Les chercheurs ne trouvent aucune indication que les patients infectés par le variant Spike D614G ont une mortalité liée à la Covid-19 ou une gravité clinique plus élevées, mais le variant D614G de la protéine Spike (de pointe) est associé à une charge virale plus élevée et à un âge plus jeune des patients.
Une 2ème vague plus violente
La mutation, connue sous le nom de D614G, a été identifiée pour la première fois dans l'est de la Chine en janvier et s'est ensuite rapidement répandue en Europe, et en particulier en Italie, puis à New York. Si au printemps, c’est le variant initial (déjà très contagieux) qui était le plus représenté en France, en quelques mois, le variant D614G a diffusé dans une grande partie du monde, remplaçant les autres variants, y compris en France au cours de cette 2ème vague.

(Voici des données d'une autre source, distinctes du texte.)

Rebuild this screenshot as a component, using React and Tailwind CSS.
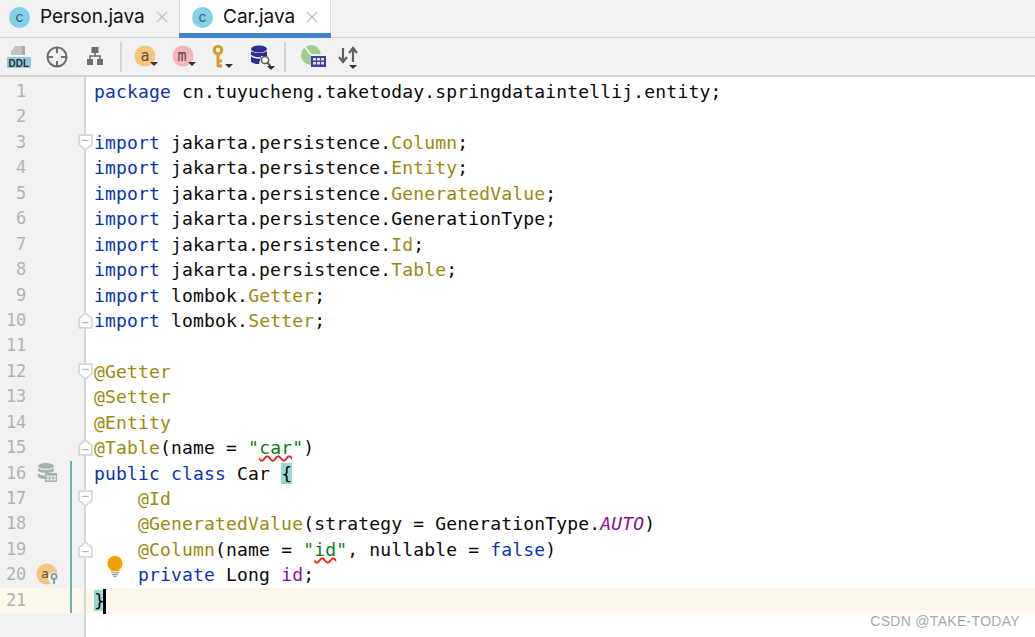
import React from "react";

const KW = "text-[#0a33b3]";
const ANN = "text-[#9e880d]";
const STR = "text-[#067d17]";
const PUR = "text-[#871094]";

const k = (t) => <span className={KW}>{t}</span>;
const a = (t) => <span className={ANN}>{t}</span>;

function Imp({ pkg, name, plain }) {
  return (
    <>
      {k("import")} {pkg}.{plain ? name : a(name)};
    </>
  );
}

const Squiggle = ({ children }) => (
  <span className="underline decoration-wavy decoration-[#f02020] decoration-[1.5px] underline-offset-[1px]">{children}</span>
);

const lines = [
  <>{k("package")} cn.tuyucheng.taketoday.springdataintellij.entity;</>,
  null,
  <Imp pkg="jakarta.persistence" name="Column" />,
  <Imp pkg="jakarta.persistence" name="Entity" />,
  <Imp pkg="jakarta.persistence" name="GeneratedValue" />,
  <Imp pkg="jakarta.persistence" name="GenerationType" plain />,
  <Imp pkg="jakarta.persistence" name="Id" />,
  <Imp pkg="jakarta.persistence" name="Table" />,
  <Imp pkg="lombok" name="Getter" />,
  <Imp pkg="lombok" name="Setter" />,
  null,
  a("@Getter"),
  a("@Setter"),
  a("@Entity"),
  <>{a("@Table")}(name = <span className={STR}>"<Squiggle>car</Squiggle>"</span>)</>,
  <>{k("public class")} Car <span className="bg-[#99d8d3]">{"{"}</span></>,
  <>{"    "}{a("@Id")}</>,
  <>{"    "}{a("@GeneratedValue")}(strategy = GenerationType.<span className={`${PUR} italic`}>AUTO</span>)</>,
  <>{"    "}{a("@Column")}(name = <span className={STR}>"<Squiggle>id</Squiggle>"</span>, nullable = {k("false")})</>,
  <>{"    "}{k("private")} Long <span className={PUR}>id</span>;</>,
  <span className="relative bg-[#99d8d3]">{"}"}<span className="absolute left-[9px] top-[-1px] h-[25px] w-[3px] bg-black" /></span>,
];

// line number -> fold marker kind
const folds = { 3: "open", 10: "close", 12: "open", 15: "close", 17: "open", 19: "close" };

function Fold({ kind }) {
  const d = kind === "open" ? "M1 1H13V10L7 15L1 10Z" : "M1 15H13V6L7 1L1 6Z";
  const y = kind === "open" ? 6 : 10;
  return (
    <svg className="absolute left-[78px] top-[4px] z-10" width="15" height="17" viewBox="0 0 14 16">
      <path d={d} fill="#fff" stroke="#d6d6d6" strokeWidth="1.6" />
      <path d={`M4 ${y}H10`} stroke="#b5b5b5" strokeWidth="1.2" />
    </svg>
  );
}

function TableDbIcon() {
  return (
    <svg className="absolute left-[37px] top-[1px]" width="21" height="21" viewBox="0 0 21 21">
      <ellipse cx="9" cy="4" rx="8" ry="3" fill="#a9b0b0" />
      <path d="M1 6c2 2.5 14 2.5 16 0v3c-2 2.5-14 2.5-16 0zM1 11c2 2.5 6 2.5 8 2.5V17c-3 0-7-.6-8-2.5z" fill="#a9b0b0" />
      <rect x="8" y="11" width="12" height="9" fill="#a9b0b0" />
      <path d="M9.5 13.5h2.5v2h-2.5zM13 13.5h2.5v2H13zM16.5 13.5H19v2h-2.5zM9.5 16.5h2.5v2h-2.5zM13 16.5h2.5v2H13zM16.5 16.5H19v2h-2.5z" fill="#eee" />
    </svg>
  );
}

function AnnotKeyIcon() {
  return (
    <svg className="absolute left-[36px] top-[1px]" width="22" height="22" viewBox="0 0 22 22">
      <circle cx="11" cy="11" r="10.5" fill="#f4c67f" />
      <circle cx="18" cy="15" r="6" fill="#f2f2f2" />
      <circle cx="18" cy="13.5" r="2.6" fill="none" stroke="#7d9aa6" strokeWidth="1.6" />
      <path d="M18 16v5" stroke="#7d9aa6" strokeWidth="1.8" />
      <text x="5" y="15" fontSize="13" fontFamily="'DejaVu Sans Mono', monospace" fill="#5a5040">a</text>
    </svg>
  );
}

function Bulb() {
  return (
    <svg className="absolute left-[106px] top-[-7px] z-10" width="18" height="23" viewBox="0 0 18 24">
      <path d="M9 1a7.8 7.8 0 0 0-5 13.8c.8.8 1 1.6 1 2.2h8c0-.6.2-1.4 1-2.2A7.8 7.8 0 0 0 9 1z" fill="#f2a200" />
      <path d="M5 18.5h8M6 20.5h6M7.5 22.5h3" stroke="#8f8f8f" strokeWidth="1.1" />
    </svg>
  );
}

function Row({ n, children }) {
  const current = n === 21;
  return (
    <div className={`relative flex h-[25.45px] ${current ? "bg-[#fcf9ec]" : ""}`}>
      <div className={`relative w-[86px] shrink-0 border-r-2 border-[#d6d6d6] ${current ? "" : "bg-[#f2f2f2]"}`}>
        <span className="block w-[26px] text-right font-['DejaVu_Sans_Mono',monospace] text-[17px] leading-[25px] tracking-[-0.2px] text-[#b2b2b2]">
          {n}
        </span>
        {n === 16 && <TableDbIcon />}
        {n === 20 && <AnnotKeyIcon />}
        {n >= 16 && <span className="absolute left-[70px] top-0 h-full w-[2px] bg-[#6fb0ac]" />}
      </div>
      {folds[n] && <Fold kind={folds[n]} />}
      {n === 20 && <Bulb />}
      <pre className="ml-[8px] font-['DejaVu_Sans_Mono',monospace] text-[18px] leading-[25px] tracking-[0.17px] text-[#080808]">
        {children}
      </pre>
    </div>
  );
}

function FileTab({ name, active }) {
  return (
    <div className={`relative flex h-[38px] items-center pb-[4px] ${active ? "w-[152px] border-x border-[#dcdcdc] bg-white pl-[12px]" : "w-[179px] pl-[9px]"}`}>
      <span className="flex h-[21px] w-[21px] items-center justify-center rounded-full bg-[#84d0ea] pb-[2px] font-['Inter',sans-serif] text-[14px] text-[#3c5a68]">
        c
      </span>
      <span className="ml-[10px] font-['Inter',sans-serif] text-[19px] text-[#111]">{name}</span>
      <svg className="ml-[11px]" width="12" height="12" viewBox="0 0 12 12">
        <path d="M1 1L11 11M11 1L1 11" stroke="#c4c4c4" strokeWidth="1.4" />
      </svg>
      {active && <span className="absolute inset-x-[-1px] bottom-0 h-[5px] bg-[#4083c9]" />}
    </div>
  );
}

const Caret = ({ x = 23, y = 19 }) => <path d={`M${x} ${y}h8l-4 4z`} fill="#333" />;

function Tool({ children }) {
  return (
    <div className="flex h-[30px] w-[38px] shrink-0 items-center justify-center">
      <svg width="34" height="28" viewBox="0 0 34 28">{children}</svg>
    </div>
  );
}

const Sep = ({ className }) => <span className={`h-[30px] w-[2px] shrink-0 bg-[#d4d4d4] ${className}`} />;

function Toolbar() {
  return (
    <div className="flex h-[39px] items-center border-b-2 border-[#d6d6d6] bg-[#f2f2f2]">
      <Tool>
        <path d="M13 3h10v9H9V8z" fill="#c4c4c4" />
        <path d="M20 3h3v9h-3z" fill="#a8a8a8" />
        <rect x="5" y="14" width="24" height="11" fill="#8fcbe3" />
        <text x="6.5" y="23.5" fontSize="10" fontWeight="700" fontFamily="'Liberation Sans', sans-serif" fill="#333">DDL</text>
      </Tool>
      <Tool>
        <circle cx="17" cy="14" r="9.5" fill="none" stroke="#6e6e6e" strokeWidth="2" />
        <path d="M17 4v6M17 18v6M7 14h6M21 14h6" stroke="#6e6e6e" strokeWidth="2" />
      </Tool>
      <Tool>
        <path d="M13.5 4h7v6h-7zM9 16h6v6H9zM19 16h6v6h-6z" fill="#6e6e6e" />
        <path d="M17 10v3M12 16v-3h10v3" fill="none" stroke="#6e6e6e" strokeWidth="1.6" />
      </Tool>
      <Sep className="ml-[6px] mr-[4px]" />
      <Tool>
        <circle cx="17" cy="13" r="10.5" fill="#f4c67f" />
        <text x="12.5" y="18" fontSize="15" fontFamily="'DejaVu Sans Mono', monospace" fill="#5a5040">a</text>
        <Caret x={22} />
      </Tool>
      <Tool>
        <circle cx="17" cy="13" r="10.5" fill="#f6b4bc" />
        <text x="11.5" y="18" fontSize="15" fontFamily="'DejaVu Sans Mono', monospace" fill="#5a4a4a">m</text>
        <Caret x={22} />
      </Tool>
      <Tool>
        <circle cx="14" cy="7" r="3.8" fill="none" stroke="#d99a2b" strokeWidth="3" />
        <path d="M14 11V24M14 18h4M14 23h4" stroke="#d99a2b" strokeWidth="3" fill="none" />
        <Caret x={21} y={21} />
      </Tool>
      <div className="ml-[1px]">
        <Tool>
          <ellipse cx="16" cy="6" rx="8" ry="3.5" fill="#2d2d8f" />
          <path d="M8 8c2 2.5 14 2.5 16 0v5H18l-2 8c-3 0-7-.6-8-2.5z" fill="#2d2d8f" />
          <path d="M8 12.5c2 2 6 2.5 9 2.5" stroke="#fff" strokeWidth="1.5" fill="none" />
          <circle cx="22" cy="17" r="3.6" fill="#fff" stroke="#555" strokeWidth="1.5" />
          <path d="M24.5 20l3 3" stroke="#555" strokeWidth="1.8" />
          <Caret x={24} y={23} />
        </Tool>
      </div>
      <Sep className="ml-[5px] mr-[7px]" />
      <Tool>
        <circle cx="16" cy="12" r="10" fill="#9fcf8f" />
        <path d="M16 12L10 4M16 12L26 12" stroke="#fff" strokeWidth="1.5" />
        <rect x="16" y="13" width="15" height="11" fill="#3f3f9e" />
        <path d="M18 15h3v2.5h-3zM22 15h3v2.5h-3zM26 15h3v2.5h-3zM18 19h3v2.5h-3zM22 19h3v2.5h-3zM26 19h3v2.5h-3z" fill="#dcdcf0" />
      </Tool>
      <div className="ml-[-1px]">
        <Tool>
          <path d="M11 5v13M7 14l4 5 4-5M21 19V6M17 10l4-5 4 5" fill="none" stroke="#5f5f5f" strokeWidth="2.2" />
          <Caret x={17} y={22} />
        </Tool>
      </div>
    </div>
  );
}

export default function App() {
  return (
    <div className="relative h-[637px] w-[1035px] overflow-hidden bg-white">
      <div className="flex h-[38px] border-b border-[#d6d6d6] bg-[#f2f2f2]">
        <FileTab name="Person.java" />
        <FileTab name="Car.java" active />
      </div>
      <Toolbar />
      {/* small gap of gutter above line 1 */}
      <div className="h-[2px] w-[86px] border-r-2 border-[#d6d6d6] bg-[#f2f2f2]" />
      <div>
        {lines.map((line, i) => (
          <Row key={i} n={i + 1}>{line}</Row>
        ))}
      </div>
      {/* gutter continues below last line */}
      <div className="h-[30px] w-[86px] border-r-2 border-[#d6d6d6] bg-[#f2f2f2]" />
      <span className="absolute bottom-[5px] right-[15px] font-['Liberation_Sans',sans-serif] text-[14px] tracking-[0.3px] text-[#a8a8a8]">
        CSDN @TAKE-TODAY
      </span>
    </div>
  );
}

Depuis des mois, les scientifiques débattent férocement du pourquoi de cette sur-représentation du variant D614G et de ses conséquences. En mai, des chercheurs américains de Los Alamos avaient affirmé que ce variant avait probablement augmenté la capacité du coronavirus à infecter de manière plus efficace les personnes. Beaucoup de scientifiques restaient cependant sceptiques sur ce qui n’était qu’une hypothèse, arguant que la variante D614G pouvait être simplement apparue par hasard et sans conséquence clinique aucune, comme cela se produit généralement lors de toutes les grandes épidémies.
Un faisceau d’arguments
Il ressort donc du travail présenté dans Cell, et dans les études de ces derniers mois, que ce variant aurait été naturellement sélectionné en raison de sa plus forte contagiosité et qu’il aurait ainsi remplacé les autres variants. Désormais, plusieurs d’études, et notamment des analyses génétiques approfondies, ainsi que des travaux de contagiosité en laboratoire sur des hamsters et des tissus pulmonaires humains, semblent accréditer l'idée que le coronavirus porteur de la mutation D614G a en fait un avantage en termes de contagiosité : il infecterait plus facilement les gens que la variante initialement détectée à Wuhan, en Chine.
Actuellement, cependant, rien ne prouve que les coronavirus porteurs de la mutation D614G provoquent des symptômes plus graves, tuent plus de malades ou compliquent le développement des vaccins.
Il faut suivre les mutations
Il faut rester prudent car de nombreuses mutations, qui seraient susceptibles de rendre différents virus plus contagieux in vitro, se produisent régulièrement, sans que cela ne se traduise par des conséquences cliniques évidentes : il en a ainsi été du virus Ebola, lors de l’épidémie de 2013 en Afrique (plus contagieux in vitro mais pas in vivo).
Si ces résultats sont confirmés par d’autres travaux, cela voudrait dire que la mutation du début de l’épidémie aurait joué un rôle majeur dans le fait que la pandémie ait été si difficile à arrêter ensuite. Par contre, cette découverte ne change rien à la réalité des faits, à savoir que les endroits qui ont rapidement et agressivement mis en place des mesures de confinement et encouragé des mesures telles que la distanciation sociale et les masques ont obtenu de bien meilleurs résultats que les régions (ou états) qui ne l'ont pas fait. Le virus va continuer à muter et il faut donc continuer à le surveiller.
A noter qu'une étude phylogénétique récente, parue dans Nature Communication, ne retrouve pas cette association.